Hence, to have a good relative wavelength resolution, one would use a long instrument (large \(L\)), use a source with a short pulse length \(\tau\), and/or use a long wavelength.

In diffraction experiments, one typically allows a broad wavelength band from the incident beam to hit the sample, and later determine the wavelength of the detected neutrons from the time-of-flight at the (time-sensitive) detectors. The reason for not allowing the full white beam in the incident beam is to avoid frame overlap. This happens when the slow neutrons from one pulse are overtaken by fast neutrons from the following pulse, creating ambigiuity in the data analysis. This is best illustrated on a time-of-flight diagram; see Figure xx--CrossReference--fig:TOF--xx. The spread in arrival times, \(\Delta t\), cannot be allowed to exceed the time between pulses, \(T\). From equation \eqref{eq:TOF}, the wavelength spread, \(\Delta \lambda\) is limited by

\begin{equation}\label{dummy1580353440} \alpha L \Delta \lambda < T . \end{equation}

The (broad) wavelength band is usually limited by disk choppers, which are in this connection denoted bandwidth definition choppers. Similar choppers are placed slightly longer downstream to prevent very slow neutrons from entering the bandwidth chopper from a wrong source pulse. Such choppers are called frame overlap choppers.

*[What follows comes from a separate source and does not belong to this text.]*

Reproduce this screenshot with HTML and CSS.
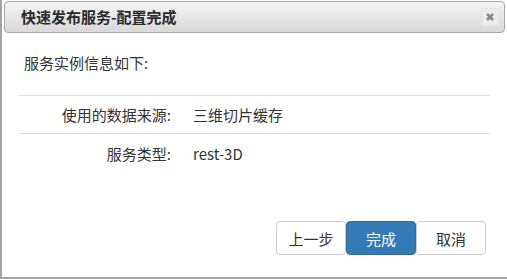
FILE: index.html
```html
<!DOCTYPE html>
<html lang="zh">
<head>
<meta charset="utf-8">
<title>快速发布服务-配置完成</title>
<link rel="stylesheet" href="styles.css">
</head>
<body>
<div class="dialog">
  <div class="header">
    <span class="title">快速发布服务-配置完成</span>
    <span class="close">
      <svg width="10" height="10" viewBox="0 0 10 10"><path d="M2 2 L8 8 M8 2 L2 8" stroke="#888" stroke-width="2.6" stroke-linecap="butt"/></svg>
    </span>
  </div>
  <div class="content">
    <div class="intro">服务实例信息如下:</div>
    <div class="divider"></div>
    <div class="row row1"><span class="label">使用的数据来源:</span><span class="value">三维切片缓存</span></div>
    <div class="divider"></div>
    <div class="row row2"><span class="label">服务类型:</span><span class="value">rest-3D</span></div>
    <div class="actions">
      <button class="btn">上一步</button>
      <button class="btn primary">完成</button>
      <button class="btn">取消</button>
    </div>
  </div>
</div>
</body>
</html>
```
FILE: styles.css
```css
html, body { margin: 0; padding: 0; background: #fff; overflow: hidden; }
body { font-family: "Noto Sans CJK SC", "Noto Sans", sans-serif; font-size: 15px; color: #333; }
.dialog {
  width: 507px; height: 279px; box-sizing: border-box;
  border-left: 2px solid #a3a3a3; border-bottom: 2px solid #a3a3a3;
  padding-top: 1px; display: flex; flex-direction: column;
}
.header {
  margin-left: 2px; width: 501px; height: 32px; box-sizing: border-box;
  border: 1px solid #a8a8a8; border-radius: 4px;
  background: linear-gradient(#f4f4f4, #d9d9d9);
  display: flex; align-items: center; justify-content: space-between;
  padding: 0 5px 0 16px;
}
.title { font-weight: bold; font-size: 15px; color: #2a2a2a; line-height: 20px; }
.close {
  width: 18px; height: 18px; box-sizing: border-box;
  background: #ececec; border: 1px solid #e2e2e2; border-radius: 2px;
  display: flex; align-items: center; justify-content: center;
}
.content { padding: 0 15px 0 17px; display: flex; flex-direction: column; }
.intro { margin-top: 20px; margin-left: 5px; line-height: 20px; }
.divider { height: 1px; background: #dedede; margin-top: 22px; width: 471px; }
.row1 + .divider { margin-top: 0; }
.row { display: flex; align-items: center; line-height: 20px; }
.row1 { height: 37px; }
.row2 { height: 40px; }
.label { width: 152px; text-align: right; }
.value { margin-left: 22px; }
.actions { display: flex; justify-content: flex-end; margin-top: 47px; padding-right: 6px; }
.btn {
  width: 70px; height: 34px; box-sizing: border-box;
  font-family: inherit; font-size: 15px; color: #333;
  background: #fff; border: 1px solid #ccc; border-radius: 4px; padding: 0;
}
.btn.primary { background: #337ab7; border-color: #2e6da4; color: #fff; }
```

It is possible by fast spinning choppers to define a (nearly) monochromatic neutron beam from a pulsed source. This is used for inelastic neutron scattering and will be discussed later.

The ESS will have a very long pulse, \(\tau = 2.86\) ms. Hence, standard logic for pulsed sources does not apply, and many instrument concepts must be re-considered.

In particular, a shaping (shortening) of the pulse by choppers close the moderator is necessary for many instruments to avoid too large uncertainties in the determined value of \(\lambda\).